The Lure of "Performance Fabric"
When designing a nursery, you know fluids are inevitable: breast milk, spit-up, formula, and blowouts. Furniture retailers loudly market "Performance Fabrics" that magically repel liquid. It beads up and rolls off!
This magic trick is achieved by spraying the fabric with PFAS. The carbon-fluorine bond in these chemicals is one of the strongest in organic chemistry, making them incredibly resistant to breaking down (hence "forever chemicals").
As you sit on the chair, the physical friction causes the microscopic PFAS particles to flake off into the air and mix into house dust. Because your baby will eventually crawl on the floor, they ingest this PFAS-laden dust daily.
“There is no such thing as a free lunch. You are trading a coffee stain on your chair for a forever chemical in your child's bloodstream.”
— Renee Says
Section Summary
- PFAS coatings are what make "Stain-Resistant" fabric work.
- Friction causes the chemicals to flake into house dust.
- Infants ingest the dust via hand-to-mouth behavior.
What the Science Says
The toxicological data on PFAS is grim.

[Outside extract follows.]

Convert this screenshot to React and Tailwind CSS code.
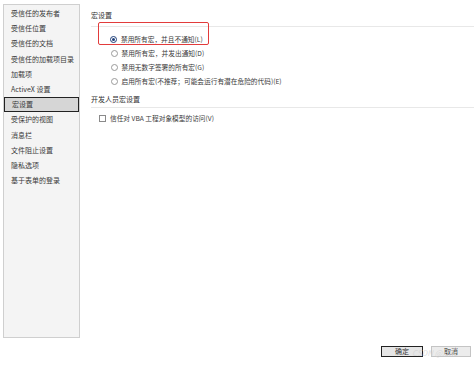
const navItems = [
  '受信任的发布者',
  '受信任位置',
  '受信任的文档',
  '受信任的加载项目录',
  '加载项',
  'ActiveX 设置',
  '宏设置',
  '受保护的视图',
  '消息栏',
  '文件阻止设置',
  '隐私选项',
  '基于表单的登录',
];

const macroOptions = [
  '禁用所有宏，并且不通知(L)',
  '禁用所有宏，并发出通知(D)',
  '禁用无数字签署的所有宏(G)',
  '启用所有宏(不推荐；可能会运行有潜在危险的代码)(E)',
];

function Radio({ checked }) {
  return (
    <span
      className={
        'flex h-[7px] w-[7px] shrink-0 items-center justify-center rounded-full border ' +
        (checked ? 'border-[#1e3f7a] bg-white' : 'border-[#9a9a9a] bg-white')
      }
    >
      {checked && <span className="h-[3px] w-[3px] rounded-full bg-[#1e3f7a]" />}
    </span>
  );
}

export default function App() {
  const selected = '宏设置';
  const checked = 0;

  return (
    <div
      className="relative flex h-[365px] w-[474px] flex-col overflow-hidden bg-white text-[7px] leading-none text-[#3a3a3a]"
      style={{ fontFamily: '"Noto Sans CJK SC", "Noto Sans", sans-serif' }}
    >
      <div className="flex h-[338px] pt-[4px]">
        {/* SIDEBAR */}
        <nav className="ml-[3px] flex h-[334px] w-[77px] flex-col border border-[#cfcfcf] bg-[#f4f4f4] pt-[1px]">
          {navItems.map((item) => (
            <div
              key={item}
              className={
                'flex h-[15.2px] shrink-0 items-center pl-[7px] ' +
                (item === selected
                  ? 'border-[1.5px] border-[#222] bg-[#d6d6d6] pl-[5.5px]'
                  : '')
              }
            >
              {item}
            </div>
          ))}
        </nav>

        {/* CONTENT */}
        <main className="flex flex-1 flex-col pl-[11px] pt-[8px] text-[6.7px]">
          <h2 className="h-[14px] text-[7px] text-[#333]">宏设置</h2>
          <div className="h-px bg-[#e8e8e8]" />

          <div className="ml-[7px] mt-[-5px] flex flex-col">
            <div className="flex h-[23px] w-[111px] items-center rounded-[2px] border-[1.5px] border-[#e23b3b] pl-[11px] pt-[11px]">
              <div className="flex items-center gap-[4px]">
                <Radio checked={checked === 0} />
                <span>{macroOptions[0]}</span>
              </div>
            </div>
            {macroOptions.slice(1).map((opt, i) => (
              <div key={opt} className="flex h-[14px] items-center gap-[4px] pl-[12.5px] pt-[2px]">
                <Radio checked={checked === i + 1} />
                <span>{opt}</span>
              </div>
            ))}
          </div>

          <h2 className="mt-[9px] h-[11px] text-[7px] text-[#333]">开发人员宏设置</h2>
          <div className="h-px bg-[#e8e8e8]" />
          <label className="ml-[8px] mt-[7px] flex items-center gap-[4px]">
            <span className="h-[7px] w-[7px] shrink-0 border border-[#8a8a8a] bg-white" />
            <span>信任对 VBA 工程对象模型的访问(V)</span>
          </label>
        </main>
      </div>

      {/* FOOTER */}
      <div className="flex justify-end gap-[8px] pr-[3px] pt-[8px]">
        <button className="flex h-[11px] w-[42px] items-center justify-center border-[1.5px] border-[#222] bg-[#e6e6e6] text-[7px] text-[#333]">
          确定
        </button>
        <button className="flex h-[11px] w-[40px] items-center justify-center border border-[#c4c4c4] bg-[#ececec] text-[7px] text-[#444]">
          取消
        </button>
      </div>

      {/* watermark */}
      <span className="pointer-events-none absolute left-[412px] top-[349px] text-[8px] italic text-[#d0d0d0]/70">
        CSDN @xinc
      </span>
    </div>
  );
}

Because the body cannot break down the carbon-fluorine bond, the chemicals bioaccumulate in the liver and blood over a lifetime.
In children, high levels of PFAS exposure have been strongly linked to metabolic disruptions, altered thyroid function, and a severely suppressed immune system (specifically, a lowered antibody response to childhood vaccines). The EPA recently released unprecedented health advisories indicating that some PFAS chemicals are unsafe to drink at literally *any* detectable level.
Section Summary
- Bioaccumulates in blood and liver.
- Lowers vaccine efficacy in young children.
- EPA deems some PFAS unsafe at any concentration.